Luigi disappeared on the night of May 6 – 7, 1985. His body was never found. Nelson bluesman Mr. Aardvark, frontman of The Flaming Aardvarks, recalls:

"One afternoon Luigi showed up at the Zoo [i. e. the pub at the Civic Hotel] with the Duck and asked if anyone wanted to go for a ride. My band and a few other local musicians took up the offer and away we went. We got high-centered on a shoal about twenty feet from shore around Six Mile. Duck made a ton of noise trying to dislodge itself with a very stubborn Captain. Soon the RCMP showed up to investigate. A beautiful redhead showed up in a canoe and ferried the boys to shore. Luigi was staying with the ship. We all buggered off back to the Zoo. The next day I found out that they found the Duck washed ashore and no Luigi."

On May 9 the following appeared on the front page of the Nelson Daily News:


Assisted by divers and a helicopter, Nelson-area RCMP are searching for Nelson resident Luigi Del Puppo, 52, one of the city’s more colourful characters, a spokesman reported Wednesday.

He was last seen on the evening of May 6. After voyaging about a bit with two friends on his Second World War surplus amphibious land-sea vehicle, he waved goodbye to them from the craft about 11 p.m. at Four Mile on Nelson’s North Shore. The vessel was located later at One Mile."

I talked to another guy who was with Luigi on the day of his final voyage. He said they found the DUKW with the engine running at the idle, doing slow circles in Nasookin Bay. He figured that Luigi fell off the boat while taking a leak. Others say Luigi had cancer and decided to leave the party on his own terms. Of course, a story arose that he hadn’t drowned at all but had only disappeared and was living the good life on a beach in Mexico. Someone said that Mr. Aardvark wrote a memorial song about Luigi called "Sleeping With The Fishes" but Mr. Aardvark says it wasn't him.

When I first started asking around about Luigi I’d couch it in these terms: “I know it’s a long shot, but would you by any chance happen to have ever heard of a guy named Luigi del Puppo?” By now I know that, with anyone who was in Nelson from the 60s through to the 80s, all you have to say is, “Tell me about Luigi.” Folks here remember him well, and for the most part quite fondly.

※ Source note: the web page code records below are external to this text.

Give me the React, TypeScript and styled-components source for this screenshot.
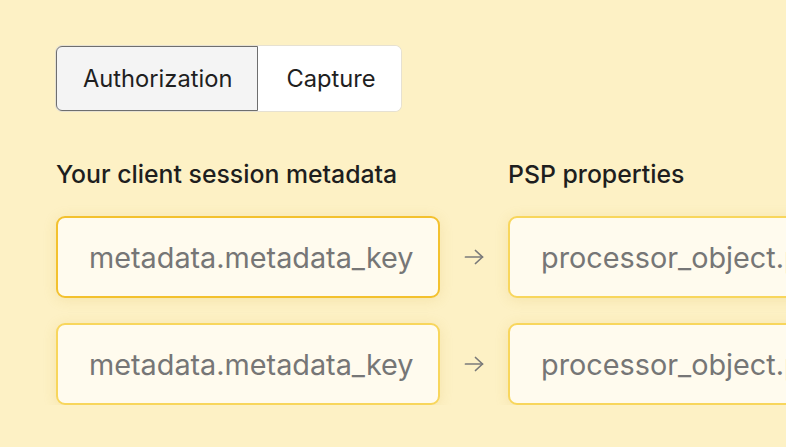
import styled, { createGlobalStyle } from 'styled-components';
import { useState } from 'react';

const GlobalStyle = createGlobalStyle`
    html, body {
        margin: 0;
        padding: 0;
        background: #fdf1c5;
        overflow: hidden;
    }
    body {
        font-family: Inter, "Noto Sans", sans-serif;
        -webkit-font-smoothing: antialiased;
    }
`;

const rows = [
    { source: 'metadata.metadata_key', target: 'processor_object.property', focused: true },
    { source: 'metadata.metadata_key', target: 'processor_object.property', focused: false },
];

const App: React.FC = () => {
    const [tab, setTab] = useState<string>('Authorization');

    return (
        <>
            <GlobalStyle />
            <StyledPage>
                <StyledTabs>
                    {['Authorization', 'Capture'].map((item) => (
                        <StyledTab key={item} $active={tab === item} onClick={() => setTab(item)}>
                            {item}
                        </StyledTab>
                    ))}
                </StyledTabs>
                <StyledGrid>
                    <StyledLabel>Your client session metadata</StyledLabel>
                    <span />
                    <StyledLabel>PSP properties</StyledLabel>
                    {rows.map((row, index) => (
                        <StyledRowFragment key={index}>
                            <StyledField $focused={row.focused}>{row.source}</StyledField>
                            <StyledArrow>
                                <svg width="20" height="16" viewBox="0 0 20 16" fill="none" stroke="currentColor" strokeWidth="1.7" strokeLinecap="round" strokeLinejoin="round">
                                    <path d="M1.5 8h17" />
                                    <path d="M11.5 1.5L18.5 8l-7 6.5" />
                                </svg>
                            </StyledArrow>
                            <StyledField $focused={false}>{row.target}</StyledField>
                        </StyledRowFragment>
                    ))}
                </StyledGrid>
            </StyledPage>
        </>
    );
};

const StyledPage = styled.div`
    padding: 46px 0 0 56px;
    width: 900px;
`;

const StyledTabs = styled.div`
    display: inline-flex;
    background: #ffffff;
    border-radius: 6px;
    box-shadow: 0 0 0 1px #e6e1d2;
`;

const StyledTab = styled.div<{ $active: boolean }>`
    height: 65px;
    box-sizing: border-box;
    display: flex;
    align-items: center;
    padding: 0 ${(p) => (p.$active ? '25px' : '25px')} 0 ${(p) => (p.$active ? '26px' : '28px')};
    font-size: 23.7px;
    color: #1f1f1f;
    cursor: pointer;
    border-radius: ${(p) => (p.$active ? '6px 0 0 6px' : '0 6px 6px 0')};
    background: ${(p) => (p.$active ? '#f4f4f4' : '#ffffff')};
    border: ${(p) => (p.$active ? '1.5px solid #6e6e6e' : 'none')};
`;

const StyledGrid = styled.div`
    margin-top: 49px;
    display: grid;
    grid-template-columns: 384px 68px 384px;
    row-gap: 25px;
`;

const StyledRowFragment = styled.div`
    display: contents;
`;

const StyledLabel = styled.div`
    font-size: 24.8px;
    font-weight: 500;
    color: #1e1e1e;
    line-height: 28px;
    margin-bottom: 3px;
`;

const StyledField = styled.div<{ $focused: boolean }>`
    height: 82px;
    box-sizing: border-box;
    display: flex;
    align-items: center;
    padding-left: 31px;
    border-radius: 9px;
    background: #fffbee;
    border: 2px solid ${(p) => (p.$focused ? '#f3c12e' : '#f8d65c')};
    box-shadow: 0 2px 14px rgba(200, 160, 40, 0.16);
    font-size: 28.8px;
    color: #767676;
    white-space: nowrap;
    overflow: hidden;
`;

const StyledArrow = styled.div`
    display: flex;
    align-items: center;
    justify-content: center;
    color: #7a7a7a;
`;

export default App;
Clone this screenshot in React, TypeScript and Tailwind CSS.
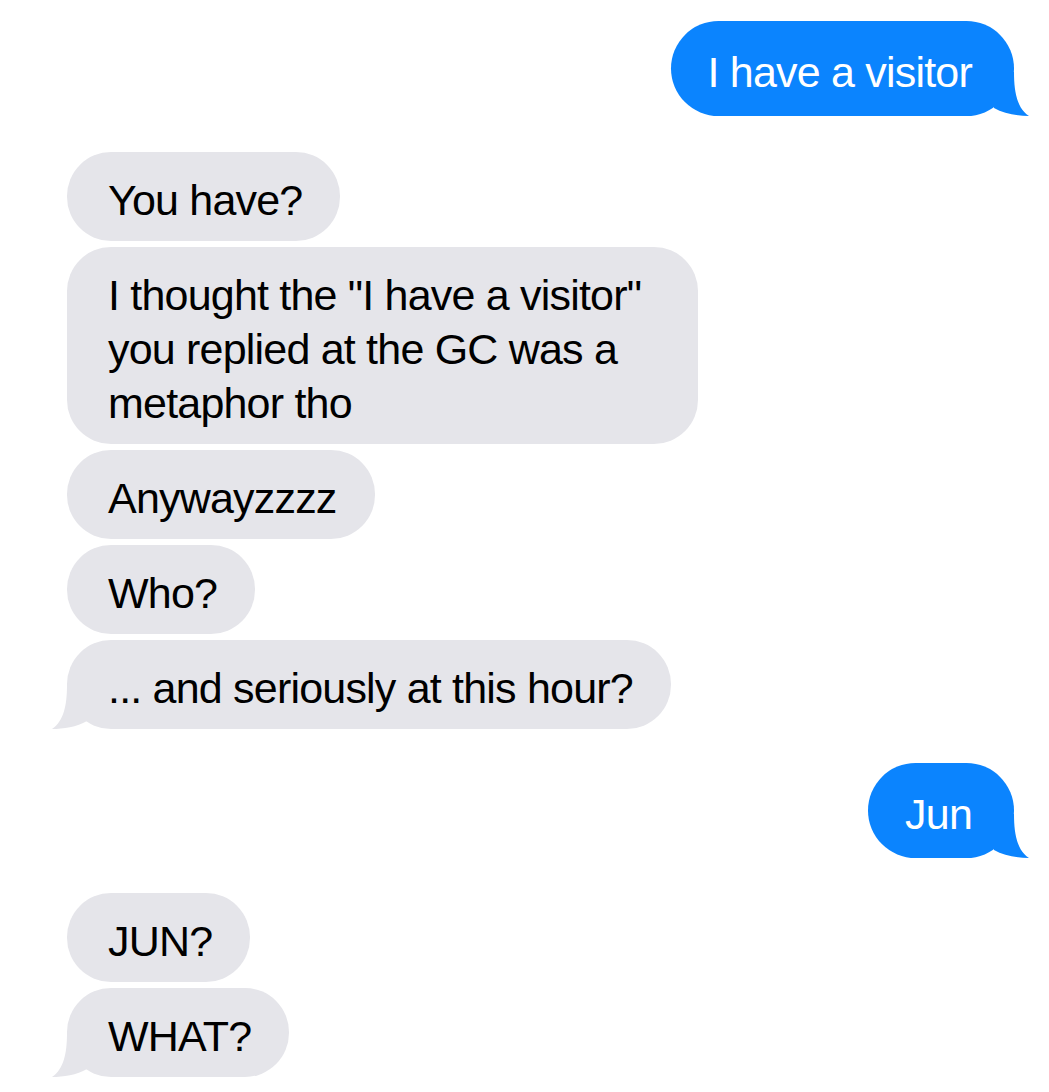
import React from "react";

type Msg = { from: "me" | "them"; lines: string[]; wide?: boolean };

const groups: Msg[][] = [
  [{ from: "me", lines: ["I have a visitor"] }],
  [
    { from: "them", lines: ["You have?"] },
    {
      from: "them",
      lines: ['I thought the "I have a visitor"', "you replied at the GC was a", "metaphor tho"],
      wide: true,
    },
    { from: "them", lines: ["Anywayzzzz"] },
    { from: "them", lines: ["Who?"] },
    { from: "them", lines: ["... and seriously at this hour?"] },
  ],
  [{ from: "me", lines: ["Jun"] }],
  [
    { from: "them", lines: ["JUN?"] },
    { from: "them", lines: ["WHAT?"] },
  ],
];

const groupGaps = ["mt-0", "mt-[36px]", "mt-[34px]", "mt-[35px]"];

export default function App() {
  return (
    <div
      className="min-h-[1092px] w-full bg-white pt-[21px] pl-[67px] pr-[35px]"
      style={{ fontFamily: '"Liberation Sans", Arial, sans-serif' }}
    >
      {groups.map((group, gi) => (
        <div key={gi} className={`flex flex-col gap-[6px] ${groupGaps[gi]}`}>
          {group.map((msg, mi) => (
            <Bubble key={mi} msg={msg} tail={mi === group.length - 1} />
          ))}
        </div>
      ))}
    </div>
  );
}

function Bubble({ msg, tail }: { msg: Msg; tail: boolean }) {
  const mine = msg.from === "me";
  let cls = mine
    ? "relative w-fit rounded-[48px] bg-[#0b84fe] pt-[24px] pb-[17px] pl-[37px] pr-[42px] text-white"
    : "relative w-fit rounded-[44px] bg-[#e5e5ea] pt-[21px] pb-[14px] pl-[41px] text-black";
  if (!mine) cls += msg.wide ? " pr-[57px]" : " pr-[38px]";

  return (
    <div className={mine ? "flex justify-end" : "flex justify-start"}>
      <div className={cls}>
        <div className="relative z-10 whitespace-nowrap text-[43px] leading-[54px] tracking-[-0.8px]">
          {msg.lines.map((line, i) => (
            <div key={i}>{line}</div>
          ))}
        </div>
        {tail && mine && (
          <svg
            className="absolute bottom-0 right-[-16px]"
            width="40"
            height="44"
            viewBox="0 0 40 44"
          >
            <path d="M24 0 C24 20 27 36 39 44 C28 44 14 42 4 36 L4 0 Z" fill="#0b84fe" />
          </svg>
        )}
        {tail && !mine && (
          <svg
            className="absolute bottom-0 left-[-16px]"
            width="40"
            height="44"
            viewBox="0 0 40 44"
          >
            <path d="M16 0 C16 20 13 36 1 44 C12 44 26 42 36 36 L36 0 Z" fill="#e5e5ea" />
          </svg>
        )}
      </div>
    </div>
  );
}
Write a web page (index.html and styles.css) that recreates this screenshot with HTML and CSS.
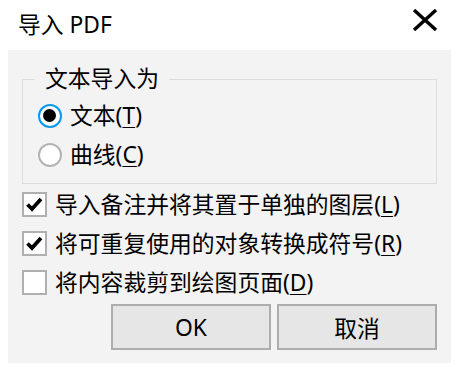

There are stories about Luigi del Puppo in the following editions of the Nelson Daily News: November 26, 1959; November 27, 1959; April 27, 1971; May 20, 1971; May 22, 1971; May 27, 1971; and May 9, 1985.

More information about "I Remember Loving You", Luigi, and Doukhobors can be found in a blog post by Karl Kroeber, a writer who lives near Nelson. Of particular interest to me was Karl's recollection of having encountered one of the songs from the Phil Thomas recording "Hubba Hubba" when he was a child growing up in the Nelson region.